Rhapsody is a subscription music service and most music fans don’t cotton to that marketing model.  Those that do love it.  It’s another reason why Apple allowed Rhapsody in their app store, because renting music is so unappealing to the masses.  This latest version of Rhapsody (the service, not the app) is cheaper and has more features. 

And it makes a lot of sense to stream music to a phone where people have limited storage space.  I’d need a 128GB iPhone to store the songs I own.  Streaming 9 million songs works just as easily with an 8gb phone as a 16gb or 32gb model.  Because the Rhapsody 2.0 app lets you pick out albums using your mobile device, you don’t even have to mess with a desktop other than to sign up the first time.

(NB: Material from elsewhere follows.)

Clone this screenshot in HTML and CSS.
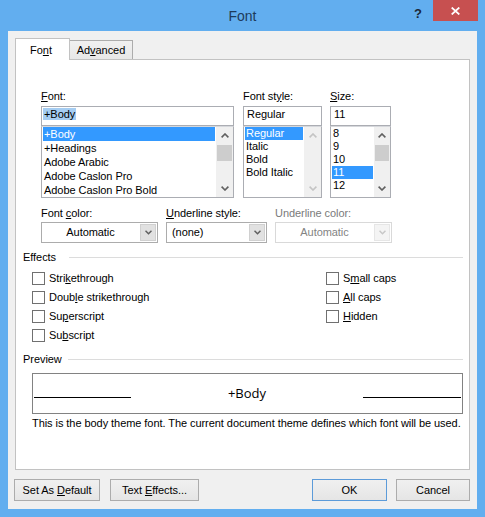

Rhapsody is great for people who like to try a lot of new music.  It doesn’t take much effort to try out 20-30 new albums a month, and of those, I might add 10 songs to a playlist.  I won’t own those 10 songs, but I will have tried a lot of new albums.  It’s pretty cool to read your favorite music review magazine and just play the album while you’re reading the review.

It’s also convenient to have all your favorite songs and albums tagged into playlists for quick and easy access.  Think of an artist, group, album or song and type it in the search box.  If Rhapsody has it you can play it.  I’d say 90-95% of what you can think of is available.  There are a few famous holdouts, like The Beatles and Led Zeppelin.  If I could convince Rhapsody to change anything, I’d ask them not to sell songs and albums from artists that don’t stream.  I don’t like paying to promote their work.

Generally where Rhapsody and other subscription services are weak is for finding out of print albums.  Of course, no one else is selling them either.  This is why people should still buy CDs.  Any time you find an album you really love, buy it on CD to save forever, because even in the digital world where keeping things in print would be a snap, albums disappear into obscurity.